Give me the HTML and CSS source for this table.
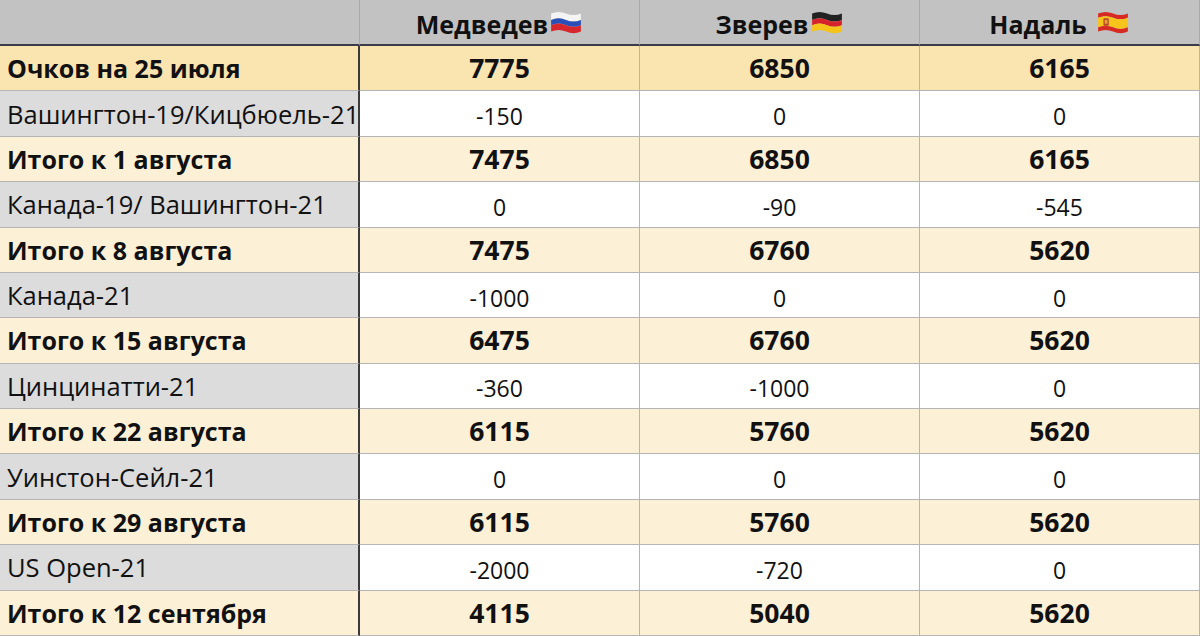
FILE: index.html
```html
<!DOCTYPE html>
<html lang="ru">
<head>
<meta charset="utf-8">
<link rel="stylesheet" href="styles.css">
</head>
<body>
<div class="table">
  <div class="cell head label"></div>
  <div class="cell head">Медведев<svg class="flag" viewBox="0 0 32 24"><path fill="#f4f4f4" d="M2 4 Q9 1 16 4 T30 4 L30 10 Q23 13 16 10 T2 10 Z"/><path fill="#2a50b8" d="M2 10 Q9 7 16 10 T30 10 L30 15 Q23 18 16 15 T2 15 Z"/><path fill="#d8262e" d="M2 15 Q9 12 16 15 T30 15 L30 21 Q23 24 16 21 T2 21 Z"/></svg></div>
  <div class="cell head">Зверев<svg class="flag" viewBox="0 0 32 24"><path fill="#222" d="M2 4 Q9 1 16 4 T30 4 L30 10 Q23 13 16 10 T2 10 Z"/><path fill="#d6222a" d="M2 10 Q9 7 16 10 T30 10 L30 15 Q23 18 16 15 T2 15 Z"/><path fill="#f6c318" d="M2 15 Q9 12 16 15 T30 15 L30 21 Q23 24 16 21 T2 21 Z"/></svg></div>
  <div class="cell head">Надаль<svg class="flag spaced" viewBox="0 0 32 24"><path fill="#d62a22" d="M2 4 Q9 1 16 4 T30 4 L30 8 Q23 11 16 8 T2 8 Z"/><path fill="#f7c41c" d="M2 8 Q9 5 16 8 T30 8 L30 17 Q23 20 16 17 T2 17 Z"/><path fill="#d62a22" d="M2 17 Q9 14 16 17 T30 17 L30 21 Q23 24 16 21 T2 21 Z"/><rect x="7" y="8.5" width="5" height="7" rx="1" fill="#b8452a"/><rect x="8.2" y="10" width="2.6" height="3.6" fill="#e9a23a"/></svg></div>

  <div class="cell label start bold">Очков на 25 июля</div>
  <div class="cell start bold">7775</div><div class="cell start bold">6850</div><div class="cell start bold">6165</div>

  <div class="cell label event">Вашингтон-19/Кицбюель-21</div>
  <div class="cell event val">-150</div><div class="cell event val">0</div><div class="cell event val">0</div>

  <div class="cell label total bold">Итого к 1 августа</div>
  <div class="cell total bold">7475</div><div class="cell total bold">6850</div><div class="cell total bold">6165</div>

  <div class="cell label event">Канада-19/ Вашингтон-21</div>
  <div class="cell event val">0</div><div class="cell event val">-90</div><div class="cell event val">-545</div>

  <div class="cell label total bold">Итого к 8 августа</div>
  <div class="cell total bold">7475</div><div class="cell total bold">6760</div><div class="cell total bold">5620</div>

  <div class="cell label event">Канада-21</div>
  <div class="cell event val">-1000</div><div class="cell event val">0</div><div class="cell event val">0</div>

  <div class="cell label total bold">Итого к 15 августа</div>
  <div class="cell total bold">6475</div><div class="cell total bold">6760</div><div class="cell total bold">5620</div>

  <div class="cell label event">Цинцинатти-21</div>
  <div class="cell event val">-360</div><div class="cell event val">-1000</div><div class="cell event val">0</div>

  <div class="cell label total bold">Итого к 22 августа</div>
  <div class="cell total bold">6115</div><div class="cell total bold">5760</div><div class="cell total bold">5620</div>

  <div class="cell label event">Уинстон-Сейл-21</div>
  <div class="cell event val">0</div><div class="cell event val">0</div><div class="cell event val">0</div>

  <div class="cell label total bold">Итого к 29 августа</div>
  <div class="cell total bold">6115</div><div class="cell total bold">5760</div><div class="cell total bold">5620</div>

  <div class="cell label event">US Open-21</div>
  <div class="cell event val">-2000</div><div class="cell event val">-720</div><div class="cell event val">0</div>

  <div class="cell label total bold">Итого к 12 сентября</div>
  <div class="cell total bold">4115</div><div class="cell total bold">5040</div><div class="cell total bold">5620</div>
</div>
</body>
</html>
```
FILE: styles.css
```css
html, body {
  margin: 0;
  padding: 0;
  background: #ffffff;
}
.table {
  display: grid;
  grid-template-columns: 360px 280px 280px 280px;
  grid-template-rows: 46px repeat(13, 1fr);
  height: 636px;
  width: 1200px;
  font-family: "Open Sans", "Noto Sans", sans-serif;
  color: #111;
}
.cell {
  display: flex;
  align-items: center;
  justify-content: center;
  box-sizing: border-box;
  border-right: 1px solid #b5b5b5;
  border-bottom: 1px solid #b5b5b5;
  font-size: 23px;
  overflow: hidden;
  white-space: nowrap;
}
.cell.label {
  justify-content: flex-start;
  padding-left: 7px;
  border-right: 2px solid #3a3a3a;
  font-size: 25.5px;
}
.head {
  background: #c2c2c2;
  border-bottom: 2px solid #3b3b4a;
  border-right-color: #a9a9a9;
  font-weight: 700;
  font-size: 25px;
  padding-top: 4px;
}
.head.label {
  border-right: 1px solid #a9a9a9;
}
.flag {
  width: 34px;
  height: 26px;
  margin-left: 1px;
  margin-bottom: 4px;
}
.flag.spaced {
  margin-left: 9px;
}
.bold {
  font-weight: 700;
  font-size: 26.5px;
}
.cell.label.bold {
  font-size: 25px;
}
.start {
  background: #fae4b0;
}
.total {
  background: #fcf0d6;
}
.event {
  background: #ffffff;
}
.event.label {
  background: #dcdcdc;
}
.val {
  padding-top: 5px;
}
```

__JOB__:
Transcribe the whole listing exactly. Pictures stay out of your copy.

__WRITTEN ANSWER__:
Give me the HTML and CSS source for this table.
FILE: index.html
```html
<!DOCTYPE html>
<html lang="ru">
<head>
<meta charset="utf-8">
<link rel="stylesheet" href="styles.css">
</head>
<body>
<div class="table">
  <div class="cell head label"></div>
  <div class="cell head">Медведев<svg class="flag" viewBox="0 0 32 24"><path fill="#f4f4f4" d="M2 4 Q9 1 16 4 T30 4 L30 10 Q23 13 16 10 T2 10 Z"/><path fill="#2a50b8" d="M2 10 Q9 7 16 10 T30 10 L30 15 Q23 18 16 15 T2 15 Z"/><path fill="#d8262e" d="M2 15 Q9 12 16 15 T30 15 L30 21 Q23 24 16 21 T2 21 Z"/></svg></div>
  <div class="cell head">Зверев<svg class="flag" viewBox="0 0 32 24"><path fill="#222" d="M2 4 Q9 1 16 4 T30 4 L30 10 Q23 13 16 10 T2 10 Z"/><path fill="#d6222a" d="M2 10 Q9 7 16 10 T30 10 L30 15 Q23 18 16 15 T2 15 Z"/><path fill="#f6c318" d="M2 15 Q9 12 16 15 T30 15 L30 21 Q23 24 16 21 T2 21 Z"/></svg></div>
  <div class="cell head">Надаль<svg class="flag spaced" viewBox="0 0 32 24"><path fill="#d62a22" d="M2 4 Q9 1 16 4 T30 4 L30 8 Q23 11 16 8 T2 8 Z"/><path fill="#f7c41c" d="M2 8 Q9 5 16 8 T30 8 L30 17 Q23 20 16 17 T2 17 Z"/><path fill="#d62a22" d="M2 17 Q9 14 16 17 T30 17 L30 21 Q23 24 16 21 T2 21 Z"/><rect x="7" y="8.5" width="5" height="7" rx="1" fill="#b8452a"/><rect x="8.2" y="10" width="2.6" height="3.6" fill="#e9a23a"/></svg></div>

  <div class="cell label start bold">Очков на 25 июля</div>
  <div class="cell start bold">7775</div><div class="cell start bold">6850</div><div class="cell start bold">6165</div>

  <div class="cell label event">Вашингтон-19/Кицбюель-21</div>
  <div class="cell event val">-150</div><div class="cell event val">0</div><div class="cell event val">0</div>

  <div class="cell label total bold">Итого к 1 августа</div>
  <div class="cell total bold">7475</div><div class="cell total bold">6850</div><div class="cell total bold">6165</div>

  <div class="cell label event">Канада-19/ Вашингтон-21</div>
  <div class="cell event val">0</div><div class="cell event val">-90</div><div class="cell event val">-545</div>

  <div class="cell label total bold">Итого к 8 августа</div>
  <div class="cell total bold">7475</div><div class="cell total bold">6760</div><div class="cell total bold">5620</div>

  <div class="cell label event">Канада-21</div>
  <div class="cell event val">-1000</div><div class="cell event val">0</div><div class="cell event val">0</div>

  <div class="cell label total bold">Итого к 15 августа</div>
  <div class="cell total bold">6475</div><div class="cell total bold">6760</div><div class="cell total bold">5620</div>

  <div class="cell label event">Цинцинатти-21</div>
  <div class="cell event val">-360</div><div class="cell event val">-1000</div><div class="cell event val">0</div>

  <div class="cell label total bold">Итого к 22 августа</div>
  <div class="cell total bold">6115</div><div class="cell total bold">5760</div><div class="cell total bold">5620</div>

  <div class="cell label event">Уинстон-Сейл-21</div>
  <div class="cell event val">0</div><div class="cell event val">0</div><div class="cell event val">0</div>

  <div class="cell label total bold">Итого к 29 августа</div>
  <div class="cell total bold">6115</div><div class="cell total bold">5760</div><div class="cell total bold">5620</div>

  <div class="cell label event">US Open-21</div>
  <div class="cell event val">-2000</div><div class="cell event val">-720</div><div class="cell event val">0</div>

  <div class="cell label total bold">Итого к 12 сентября</div>
  <div class="cell total bold">4115</div><div class="cell total bold">5040</div><div class="cell total bold">5620</div>
</div>
</body>
</html>
```
FILE: styles.css
```css
html, body {
  margin: 0;
  padding: 0;
  background: #ffffff;
}
.table {
  display: grid;
  grid-template-columns: 360px 280px 280px 280px;
  grid-template-rows: 46px repeat(13, 1fr);
  height: 636px;
  width: 1200px;
  font-family: "Open Sans", "Noto Sans", sans-serif;
  color: #111;
}
.cell {
  display: flex;
  align-items: center;
  justify-content: center;
  box-sizing: border-box;
  border-right: 1px solid #b5b5b5;
  border-bottom: 1px solid #b5b5b5;
  font-size: 23px;
  overflow: hidden;
  white-space: nowrap;
}
.cell.label {
  justify-content: flex-start;
  padding-left: 7px;
  border-right: 2px solid #3a3a3a;
  font-size: 25.5px;
}
.head {
  background: #c2c2c2;
  border-bottom: 2px solid #3b3b4a;
  border-right-color: #a9a9a9;
  font-weight: 700;
  font-size: 25px;
  padding-top: 4px;
}
.head.label {
  border-right: 1px solid #a9a9a9;
}
.flag {
  width: 34px;
  height: 26px;
  margin-left: 1px;
  margin-bottom: 4px;
}
.flag.spaced {
  margin-left: 9px;
}
.bold {
  font-weight: 700;
  font-size: 26.5px;
}
.cell.label.bold {
  font-size: 25px;
}
.start {
  background: #fae4b0;
}
.total {
  background: #fcf0d6;
}
.event {
  background: #ffffff;
}
.event.label {
  background: #dcdcdc;
}
.val {
  padding-top: 5px;
}
```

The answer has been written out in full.